Running hot is most likely dust-clogged heat exchange fins. If you have the tools (it's a special screwdriver bit) to pull open the bottom plate, a very simple thing, you can gently brush out all the crap that's accumulated in there. Then put the plate back on and it'll run a lot better. I had to do this with my 2012 MBP every 2-3 years because cats, and the symptom that it was time was always chugging because of thermal throttling, fan blowing, and excess heat even when idle.

Not to say you don't wanna upgrade, but the machine you have is probably just 10 minutes and a tiny tri-lobe screwdriver bit away from running a lot better.
posted by seanmpuckett at 5:29 AM on November 18 [1 favorite]

I don't see any mention of backing that MBP up anywhere in the suggestions above. So: please, please, please, make regular backups. Time Machine is included free in the OS and you can get a USB drive for $50.

Best case scenario: If you get one that has both an older USB cable for your current laptop and a newer USB-C cable for the shiny new laptop, you can easily use it to migrate your data during setup! And then you'll have a nice drive to use for backups on the new laptop, too.
posted by bcwinters at 7:50 AM on November 18 [1 favorite]

tiny tri-lobe screwdriver
Check with iFixit [1][2] but it's five-sided or penta-lobe.

posted by k3ninho at 7:55 AM on November 18 [1 favorite]

I agree that the lack of upgrades could be a problem. The heat sounds battery related and not fixable without a battery. I swapped a battery in one and it wasnt too hard, but I would try to find a good used one out there.
posted by drowsy at 8:11 AM on November 18

I did almost the exact same thing as Jon_Evil. I replaced my 2012 MacBook with a refurbished 2017 MacBook from Back Market. I spent about $350 and it has been great so far!
posted by I_carried_a_watermelon at 8:57 AM on November 19

Response by poster: Jon_Evil and I_carried_a_watermelon, is the 2017 MacBook a particularly problem-free model or just what you both happened to get? I've decided I'm going to get something, now the question is what.
posted by HotToddy at 10:55 AM on November 19

The 2016-2019 Intel Macbooks had horrible keyboards, with lots of known issues. Search for "butterfly keyboard" for lots of discussion. The M1 (and M2, and M3) MacBooks have a great keyboard again. It's another argument for upgrading to the very much faster modern machines.

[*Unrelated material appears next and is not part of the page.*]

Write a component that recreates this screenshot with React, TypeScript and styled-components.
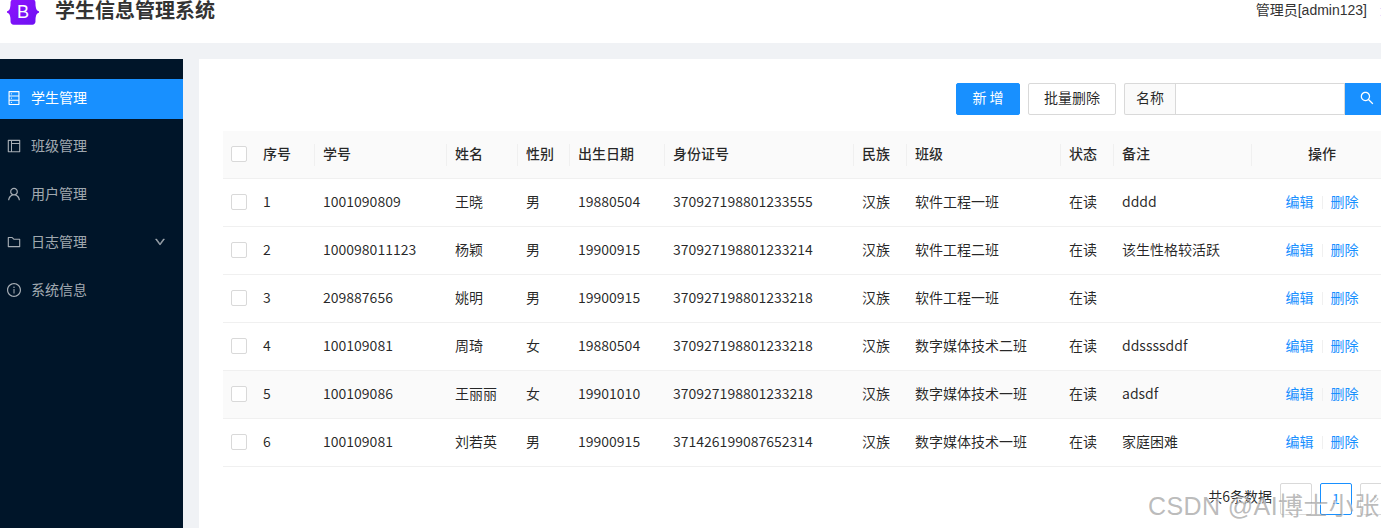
import React from "react";
import styled, { createGlobalStyle } from "styled-components";
import {
  AiOutlineDatabase,
  AiOutlineLayout,
  AiOutlineUser,
  AiOutlineFolder,
  AiOutlineInfoCircle,
  AiOutlineSearch,
  AiOutlineDown,
  AiOutlineLeft,
  AiOutlineRight,
} from "react-icons/ai";

const Global = createGlobalStyle`
  html, body { margin: 0; padding: 0; background: #f0f2f5; overflow: hidden; }
  * { box-sizing: border-box; }
  body {
    font-family: "Noto Sans CJK SC", "Liberation Sans", sans-serif;
    font-size: 14px;
    line-height: 22px;
    color: rgba(0, 0, 0, 0.85);
  }
`;

const Page = styled.div`
  position: relative;
  width: 1381px;
  height: 528px;
  overflow: hidden;
`;

const Wide = styled.div`
  width: 1416px;
  display: flex;
  flex-direction: column;
`;

const Header = styled.header`
  height: 43px;
  background: #fff;
  display: flex;
  align-items: flex-start;
  justify-content: space-between;
  padding: 0 8px 0 7px;
`;

const Brand = styled.div`
  display: flex;
  align-items: flex-start;
  gap: 16px;
`;

const LogoSvg = styled.svg`
  width: 32px;
  height: 26px;
  margin-top: -1px;
  display: block;
`;

const LogoLetter = styled.text`
  font-family: "Liberation Sans", sans-serif;
  font-size: 290px;
  fill: #fff;
  text-anchor: middle;
`;

const Title = styled.h1`
  margin: 0;
  font-size: 20px;
  line-height: 20px;
  font-weight: 700;
  color: #333;
`;

const UserArea = styled.div`
  display: flex;
  gap: 13px;
  line-height: 20px;
  color: #333;
  font-family: "Liberation Sans", "Noto Sans CJK SC", sans-serif;
`;

const Logout = styled.a`
  color: #1890ff;
`;

const Body = styled.div`
  display: flex;
  gap: 16px;
  margin-top: 16px;
`;

const Sidebar = styled.nav`
  width: 183px;
  height: 469px;
  flex: none;
  background: #001529;
  padding-top: 20px;
  display: flex;
  flex-direction: column;
  gap: 8px;
`;

const MenuItem = styled.div<{ $active?: boolean }>`
  height: 40px;
  display: flex;
  align-items: center;
  gap: 9px;
  padding: 0 16px 0 6px;
  color: ${(p) => (p.$active ? "#fff" : "rgba(255, 255, 255, 0.65)")};
  background: ${(p) => (p.$active ? "#1890ff" : "transparent")};
  svg {
    font-size: 16px;
    flex: none;
    margin-bottom: 2px;
  }
`;

const MenuLabel = styled.span`
  flex: 1;
  padding-bottom: 4px;
`;

const MoreIcon = styled(AiOutlineDown)`
  && {
    font-size: 12px;
    color: rgba(255, 255, 255, 0.45);
    stroke: currentColor;
    stroke-width: 70;
    margin-right: 1px;
  }
`;

const Main = styled.main`
  flex: 1;
  background: #fff;
  height: 469px;
  padding: 24px;
`;

const Toolbar = styled.div`
  display: flex;
  justify-content: flex-end;
  gap: 8px;
  height: 32px;
  margin-bottom: 16px;
`;

const Button = styled.button<{ $primary?: boolean; $w: number }>`
  width: ${(p) => p.$w}px;
  height: 32px;
  padding: 0 0 4px;
  border-radius: 2px;
  font: inherit;
  border: 1px solid ${(p) => (p.$primary ? "#1890ff" : "#d9d9d9")};
  background: ${(p) => (p.$primary ? "#1890ff" : "#fff")};
  color: ${(p) => (p.$primary ? "#fff" : "rgba(0, 0, 0, 0.85)")};
`;

const SearchGroup = styled.div`
  display: flex;
  width: 268px;
  height: 32px;
`;

const SearchLabel = styled.span`
  width: 51px;
  display: flex;
  align-items: center;
  justify-content: center;
  padding-bottom: 4px;
  background: #fafafa;
  border: 1px solid #d9d9d9;
  border-right: 0;
  border-radius: 2px 0 0 2px;
`;

const SearchInput = styled.input`
  flex: 1;
  min-width: 0;
  border: 1px solid #d9d9d9;
  outline: 0;
  background: #fff;
`;

const SearchButton = styled.button`
  width: 47px;
  border: 0;
  padding: 0 3px 2px 0;
  background: #1890ff;
  color: #fff;
  font-size: 16px;
  display: flex;
  align-items: center;
  justify-content: center;
`;

const columns = "32px 60px 132px 71px 52px 95px 189px 53px 154px 53px 138px 140px";

const HeadRow = styled.div`
  display: grid;
  grid-template-columns: ${columns};
  height: 48px;
  align-items: center;
  padding-bottom: 1px;
  background: #fafafa;
  border-bottom: 1px solid #f0f0f0;
`;

const Row = styled.div<{ $hover?: boolean }>`
  display: grid;
  grid-template-columns: ${columns};
  height: 48px;
  align-items: center;
  padding-bottom: 1px;
  background: ${(p) => (p.$hover ? "#fafafa" : "#fff")};
  border-bottom: 1px solid #f0f0f0;
`;

const CheckCell = styled.div`
  padding: 0 8px;
`;

const Cell = styled.div<{ $center?: boolean }>`
  padding: 0 8px 3px;
  white-space: nowrap;
  text-align: ${(p) => (p.$center ? "center" : "left")};
`;

const HeadCell = styled(Cell)<{ $sep?: boolean }>`
  position: relative;
  font-weight: 500;
  &::after {
    content: "";
    display: ${(p) => (p.$sep ? "block" : "none")};
    position: absolute;
    right: 0;
    top: 2px;
    width: 1px;
    height: 22px;
    background: #f0f0f0;
  }
`;

const Check = styled.span`
  display: block;
  width: 16px;
  height: 16px;
  background: #fff;
  border: 1px solid #d9d9d9;
  border-radius: 2px;
`;

const Ops = styled.div`
  display: flex;
  align-items: center;
  justify-content: center;
  gap: 8px;
`;

const Link = styled.a`
  color: #1890ff;
`;

const OpDivider = styled.span`
  width: 1px;
  height: 13px;
  margin-top: 3px;
  background: #f0f0f0;
`;

const Pager = styled.div`
  display: flex;
  justify-content: flex-end;
  align-items: center;
  gap: 8px;
  margin-top: 16px;
  height: 32px;
`;

const PagerTotal = styled.span`
  padding-bottom: 7px;
`;

const PageBox = styled.span<{ $active?: boolean }>`
  width: 32px;
  height: 32px;
  display: flex;
  align-items: center;
  justify-content: center;
  padding-bottom: ${(p) => (p.$active ? 3 : 0)}px;
  border-radius: 2px;
  font-size: ${(p) => (p.$active ? 14 : 10)}px;
  border: 1px solid ${(p) => (p.$active ? "#1890ff" : "#d9d9d9")};
  color: ${(p) => (p.$active ? "#1890ff" : "rgba(0, 0, 0, 0.25)")};
`;

const Watermark = styled.div`
  position: absolute;
  left: 1148px;
  top: 490px;
  font-family: "Liberation Sans", "Noto Sans CJK SC", sans-serif;
  font-size: 25px;
  letter-spacing: 0.4px;
  line-height: 32px;
  white-space: nowrap;
  color: rgba(130, 130, 130, 0.55);
  text-shadow: 1px 1px 1px rgba(255, 255, 255, 0.8);
`;

const menu = [
  { icon: <AiOutlineDatabase />, label: "学生管理", active: true },
  { icon: <AiOutlineLayout />, label: "班级管理" },
  { icon: <AiOutlineUser />, label: "用户管理" },
  { icon: <AiOutlineFolder />, label: "日志管理", more: true },
  { icon: <AiOutlineInfoCircle />, label: "系统信息" },
];

const heads = ["序号", "学号", "姓名", "性别", "出生日期", "身份证号", "民族", "班级", "状态", "备注"];

const rows = [
  ["1", "1001090809", "王晓", "男", "19880504", "370927198801233555", "汉族", "软件工程一班", "在读", "dddd"],
  ["2", "100098011123", "杨颖", "男", "19900915", "370927198801233214", "汉族", "软件工程二班", "在读", "该生性格较活跃"],
  ["3", "209887656", "姚明", "男", "19900915", "370927198801233218", "汉族", "软件工程一班", "在读", ""],
  ["4", "100109081", "周琦", "女", "19880504", "370927198801233218", "汉族", "数字媒体技术二班", "在读", "ddssssddf"],
  ["5", "100109086", "王丽丽", "女", "19901010", "370927198801233218", "汉族", "数字媒体技术一班", "在读", "adsdf"],
  ["6", "100109081", "刘若英", "男", "19900915", "371426199087652314", "汉族", "数字媒体技术一班", "在读", "家庭困难"],
];

function Logo() {
  return (
    <LogoSvg viewBox="0 0 512 408">
      <defs>
        <linearGradient id="bs" x1="0" y1="0" x2="1" y2="1">
          <stop offset="0" stopColor="#9013fe" />
          <stop offset="1" stopColor="#6b10f2" />
        </linearGradient>
      </defs>
      <path
        fill="url(#bs)"
        d="M106.342 0c-29.214 0-50.83 25.57-49.86 53.302.93 26.642-.242 61.149-8.928 89.29C38.84 170.82 24.111 188.693 0 190.99v25.934c24.111 2.297 38.84 20.17 47.554 48.4 8.686 28.14 9.859 62.648 8.929 89.29-.97 27.728 20.646 53.302 49.859 53.302h299.358c29.214 0 50.83-25.57 49.86-53.302-.93-26.642.242-61.15 8.928-89.29 8.715-28.23 23.444-46.103 47.512-48.4V190.99c-24.068-2.297-38.797-20.17-47.512-48.399-8.686-28.14-9.859-62.647-8.929-89.289C456.53 25.574 434.914 0 405.7 0H106.342z"
      />
      <LogoLetter x="256" y="295">B</LogoLetter>
    </LogoSvg>
  );
}

export default function App() {
  return (
    <Page>
      <Global />
      <Wide>
        <Header>
          <Brand>
            <Logo />
            <Title>学生信息管理系统</Title>
          </Brand>
          <UserArea>
            <span>管理员[admin123]</span>
            <Logout>退出</Logout>
          </UserArea>
        </Header>
        <Body>
          <Sidebar>
            {menu.map((m) => (
              <MenuItem key={m.label} $active={m.active}>
                {m.icon}
                <MenuLabel>{m.label}</MenuLabel>
                {m.more && <MoreIcon />}
              </MenuItem>
            ))}
          </Sidebar>
          <Main>
            <Toolbar>
              <Button $primary $w={64}>新 增</Button>
              <Button $w={88}>批量删除</Button>
              <SearchGroup>
                <SearchLabel>名称</SearchLabel>
                <SearchInput />
                <SearchButton><AiOutlineSearch /></SearchButton>
              </SearchGroup>
            </Toolbar>
            <HeadRow>
              <CheckCell><Check /></CheckCell>
              {heads.map((h) => (
                <HeadCell key={h} $sep>{h}</HeadCell>
              ))}
              <HeadCell $center>操作</HeadCell>
            </HeadRow>
            {rows.map((r) => (
              <Row key={r[0]} $hover={r[0] === "5"}>
                <CheckCell><Check /></CheckCell>
                {r.map((c, i) => (
                  <Cell key={i}>{c}</Cell>
                ))}
                <Cell>
                  <Ops>
                    <Link>编辑</Link>
                    <OpDivider />
                    <Link>删除</Link>
                  </Ops>
                </Cell>
              </Row>
            ))}
            <Pager>
              <PagerTotal>共6条数据</PagerTotal>
              <PageBox><AiOutlineLeft /></PageBox>
              <PageBox $active>1</PageBox>
              <PageBox><AiOutlineRight /></PageBox>
            </Pager>
          </Main>
        </Body>
      </Wide>
      <Watermark>CSDN @AI博士小张</Watermark>
    </Page>
  );
}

Also, battery life on the M1/M2/M3 MacBooks is insanely good. I routinely get 20 hours out of my M2 MacBook Air without recharging. Another good reason to upgrade.
posted by blob at 10:07 PM on November 19 [1 favorite]

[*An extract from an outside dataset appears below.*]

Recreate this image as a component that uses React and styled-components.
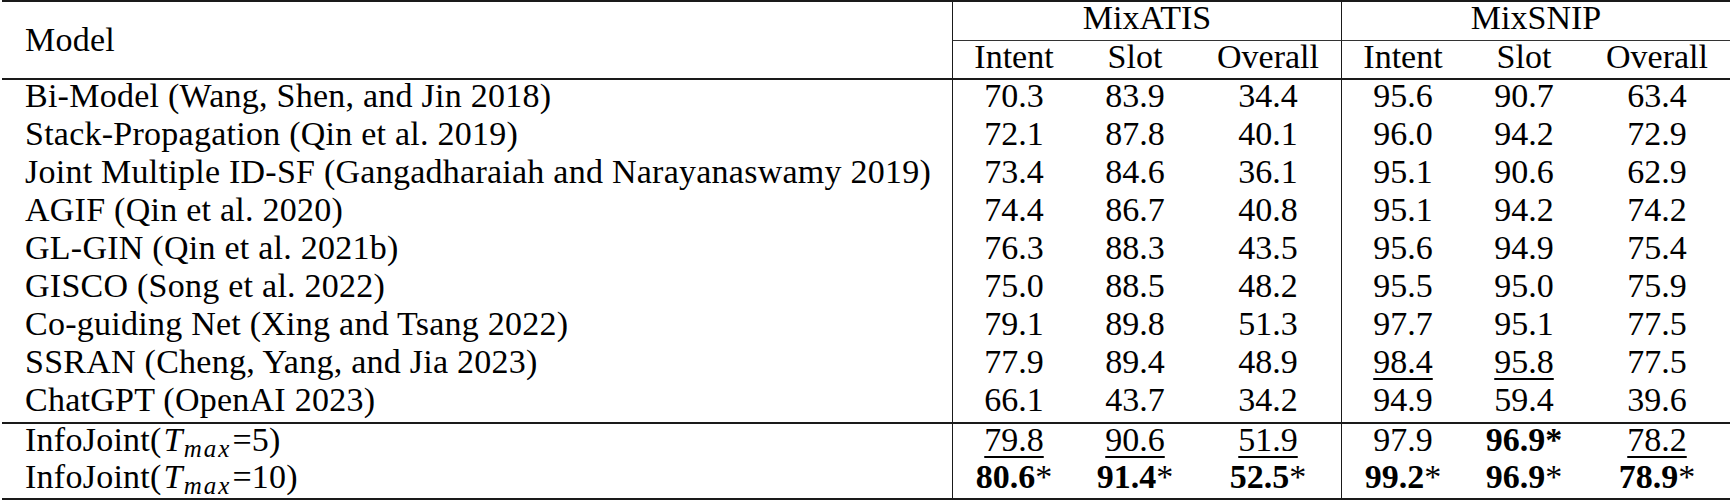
import React from 'react';
import styled, { createGlobalStyle } from 'styled-components';

const GlobalStyle = createGlobalStyle`
  html, body {
    margin: 0;
    padding: 0;
    background: #fff;
  }
  body {
    font-family: 'Liberation Serif', 'Times New Roman', serif;
    color: #000;
  }
`;

const Page = styled.div`
  width: 1732px;
  height: 502px;
  padding: 0 2px;
  box-sizing: border-box;
`;

const Grid = styled.div`
  display: grid;
  grid-template-columns: 950px 123px 120px 146px 123px 120px 146px;
  grid-template-rows: 39px 39px repeat(8, 38px) 40px 37px 37px;
  border-top: 2px solid #1a1a1a;
  border-bottom: 2px solid #1a1a1a;
  font-size: 34px;
  line-height: 32px;
`;

const Cell = styled.div`
  box-sizing: border-box;
  display: flex;
  align-items: ${(p) => (p.$middle ? 'center' : 'flex-start')};
  justify-content: ${(p) => (p.$left ? 'flex-start' : 'center')};
  padding-left: ${(p) => (p.$left ? '23px' : '0')};
  letter-spacing: ${(p) => (p.$left ? '0.25px' : '0')};
  white-space: nowrap;
  border-left: ${(p) => (p.$divider ? '1px solid #1a1a1a' : 'none')};
  border-bottom: ${(p) => (p.$rule === 'thick' ? '2px solid #1a1a1a' : p.$rule === 'thin' ? '1px solid #333' : 'none')};
  grid-column: ${(p) => p.$col || 'auto'};
  grid-row: ${(p) => p.$row || 'auto'};
`;

const Label = styled.span`
  display: inline-block;
`;

const Score = styled.span`
  font-weight: ${(p) => (p.$bold ? 700 : 400)};
  text-decoration: ${(p) => (p.$underline ? 'underline' : 'none')};
  text-decoration-thickness: 1.5px;
  text-underline-offset: 5px;
`;

const Star = styled.span`
  font-weight: ${(p) => (p.$bold ? 700 : 400)};
`;

const MathT = styled.i`
  font-style: italic;
  margin: 0 1px 0 2px;
`;

const Sub = styled.span`
  font-style: italic;
  font-size: 25px;
  line-height: 0;
  vertical-align: -6px;
  letter-spacing: 2px;
  margin-right: 1px;
`;

const baselines = [
  ['Bi-Model (Wang, Shen, and Jin 2018)', '70.3', '83.9', '34.4', '95.6', '90.7', '63.4'],
  ['Stack-Propagation (Qin et al. 2019)', '72.1', '87.8', '40.1', '96.0', '94.2', '72.9'],
  ['Joint Multiple ID-SF (Gangadharaiah and Narayanaswamy 2019)', '73.4', '84.6', '36.1', '95.1', '90.6', '62.9'],
  ['AGIF (Qin et al. 2020)', '74.4', '86.7', '40.8', '95.1', '94.2', '74.2'],
  ['GL-GIN (Qin et al. 2021b)', '76.3', '88.3', '43.5', '95.6', '94.9', '75.4'],
  ['GISCO (Song et al. 2022)', '75.0', '88.5', '48.2', '95.5', '95.0', '75.9'],
  ['Co-guiding Net (Xing and Tsang 2022)', '79.1', '89.8', '51.3', '97.7', '95.1', '77.5'],
  ['SSRAN (Cheng, Yang, and Jia 2023)', '77.9', '89.4', '48.9', { v: '98.4', u: true }, { v: '95.8', u: true }, '77.5'],
  ['ChatGPT (OpenAI 2023)', '66.1', '43.7', '34.2', '94.9', '59.4', '39.6'],
];

const ours = [
  {
    tmax: '5',
    scores: [
      { v: '79.8', u: true },
      { v: '90.6', u: true },
      { v: '51.9', u: true },
      '97.9',
      { v: '96.9', b: true, star: 'bold' },
      { v: '78.2', u: true },
    ],
  },
  {
    tmax: '10',
    scores: [
      { v: '80.6', b: true, star: 'plain' },
      { v: '91.4', b: true, star: 'plain' },
      { v: '52.5', b: true, star: 'plain' },
      { v: '99.2', b: true, star: 'plain' },
      { v: '96.9', b: true, star: 'plain' },
      { v: '78.9', b: true, star: 'plain' },
    ],
  },
];

function Value({ s }) {
  const d = typeof s === 'string' ? { v: s } : s;
  return (
    <Score $bold={d.b} $underline={d.u}>
      {d.v}
      {d.star && <Star $bold={d.star === 'bold'}>*</Star>}
    </Score>
  );
}

function ScoreCells({ scores, rule }) {
  return scores.map((s, i) => (
    <Cell key={i} $divider={i === 0 || i === 3} $rule={rule}>
      <Value s={s} />
    </Cell>
  ));
}

export default function App() {
  return (
    <Page>
      <GlobalStyle />
      <Grid>
        <Cell $left $middle $row="1 / span 2" $rule="thick">
          Model
        </Cell>
        <Cell $col="2 / span 3" $divider $rule="thin">
          MixATIS
        </Cell>
        <Cell $col="5 / span 3" $divider $rule="thin">
          MixSNIP
        </Cell>
        {['Intent', 'Slot', 'Overall', 'Intent', 'Slot', 'Overall'].map((h, i) => (
          <Cell key={h + i} $divider={i === 0 || i === 3} $rule="thick">
            {h}
          </Cell>
        ))}

        {baselines.map(([name, ...scores], r) => {
          const rule = r === baselines.length - 1 ? 'thick' : undefined;
          return (
            <React.Fragment key={name}>
              <Cell $left $rule={rule}>
                {name}
              </Cell>
              <ScoreCells scores={scores} rule={rule} />
            </React.Fragment>
          );
        })}

        {ours.map((row) => (
          <React.Fragment key={row.tmax}>
            <Cell $left>
              <Label>
                InfoJoint(<MathT>T</MathT>
                <Sub>max</Sub>={row.tmax})
              </Label>
            </Cell>
            <ScoreCells scores={row.scores} />
          </React.Fragment>
        ))}
      </Grid>
    </Page>
  );
}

Go into activity monitor and see if anything is maxing out the CPU. I frequently have an issue with one of the bluetooth processes going out of control and using as much CPU as they can get and that will make the machine run hot. Since I don't generally need bluetooth, I'm able to just disable it and you may find some runaway process that you can also remove.
posted by willnot at 5:33 AM on November 20

As someone who upgraded from that era of macbook pro to one of the new M series models, this is probably the biggest upgrade i've ever seen out of a computer. It completely wipes even the first time i got a system with an SSD, or anything else i've experienced. They're seriously star trek, fake movie green screen computer fast/smooth/silent/cold. Everything about them is just a gigantic, ridiculous cartoon upgrade.

10 years is a perfectly fine amount of time to get out of a computer, and honestly more than the average person does. And finally, after a decade of stagnation, the new ones feel like as much of a difference as the 2014 ones did over a 2004.

I got a super fancy one, but all said and done i would have been perfectly happy with the cheapest refurb m1 macbook air with enough storage, etc. My brain was just not ready to comprehend how big of a difference even that would be.
posted by emptythought at 5:23 AM on November 24

Response by poster: Okay I ordered a 15” MacBook Air M2! You people are very persuasive.
posted by HotToddy at 8:12 AM on November 24 [1 favorite]

Response by poster: (However I did get the old one functioning better with the Activity Monitor tip—thanks!)